The common factor between al these projects is the departure from the traditional open source development methodology. In OSS development everybody is allowed to examine, test and contribtue to the project. The management of the load line is minimal and the wisdom of the crowd is relied upon to reach a decesion. But at times this approach leads to chaos as illustrated in the article using the Wikipedia example. To avoid these problems, these OSS projects introduced very stringent management along the lines of a corporate closed source model.

The article attributes the success of these projects to such regulatory meachanisms. It emphasizes the fact that unless the downsides of the Bazaar model are managed properly, open source projects will lead to a mob mentality taking over. The perfect model thefore is a mix of both approaches, open and closed source. The management of the closed source model and the free source code of the open source. A typical example cited is MySQL.

The only surprising omission in this article but is GNU GIMP and Linux. Its one of the most successful open source projects which followed the Bazaar model. It had a core set of developers which made the key decesions but allowed everybody to contribute.
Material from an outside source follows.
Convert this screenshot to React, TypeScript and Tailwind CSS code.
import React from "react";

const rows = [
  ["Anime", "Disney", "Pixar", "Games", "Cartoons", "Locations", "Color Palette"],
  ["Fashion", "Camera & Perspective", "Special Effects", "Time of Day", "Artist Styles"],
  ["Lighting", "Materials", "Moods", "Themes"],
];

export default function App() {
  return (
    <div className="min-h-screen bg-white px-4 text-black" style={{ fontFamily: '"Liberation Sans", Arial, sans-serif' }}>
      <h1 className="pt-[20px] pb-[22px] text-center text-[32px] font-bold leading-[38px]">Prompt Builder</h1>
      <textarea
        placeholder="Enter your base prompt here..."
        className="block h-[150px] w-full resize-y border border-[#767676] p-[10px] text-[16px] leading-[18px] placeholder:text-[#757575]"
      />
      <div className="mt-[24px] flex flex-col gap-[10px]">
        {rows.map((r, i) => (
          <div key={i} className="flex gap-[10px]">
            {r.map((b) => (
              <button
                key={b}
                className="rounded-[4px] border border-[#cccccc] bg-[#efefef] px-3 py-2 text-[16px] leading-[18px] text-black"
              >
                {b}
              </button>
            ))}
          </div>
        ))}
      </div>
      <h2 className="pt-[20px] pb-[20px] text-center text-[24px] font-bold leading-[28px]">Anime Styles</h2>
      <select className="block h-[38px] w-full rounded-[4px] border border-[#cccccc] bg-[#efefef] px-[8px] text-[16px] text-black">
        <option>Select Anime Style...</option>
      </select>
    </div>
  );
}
Linux followed the typical OSS model as well which led to the many different variants. That in a way proved to be its biggest drawback!

Fundamentally open source model is, well, open. The source code is open, the use is open and the implementation is open. So is innovation. The successful projects have innovated with Open Source model itself, reataining the advantages and managing the downsides. The fact that OSS Model allows the flexiblity is its biggest strength.

Previous Posts: Hard Truths New Frontiers OSS Crystal Gazing

Tags: OSS Open Source Firefox Apache Wikipedia MySQL GIMP Linux
posted by Rajiv, 2:22 AM

1 Comments:

I was a little stunned at the quote from Steven Weber that Open Source was not good at innovating. For anyone who remembers the early days of the Internet and the web, if you wanted to play with the web, you were compiling lots of software from source. The very thing that all these commercial, internet based technologies are standing on is the open source driven innovation that is the World Wide Web.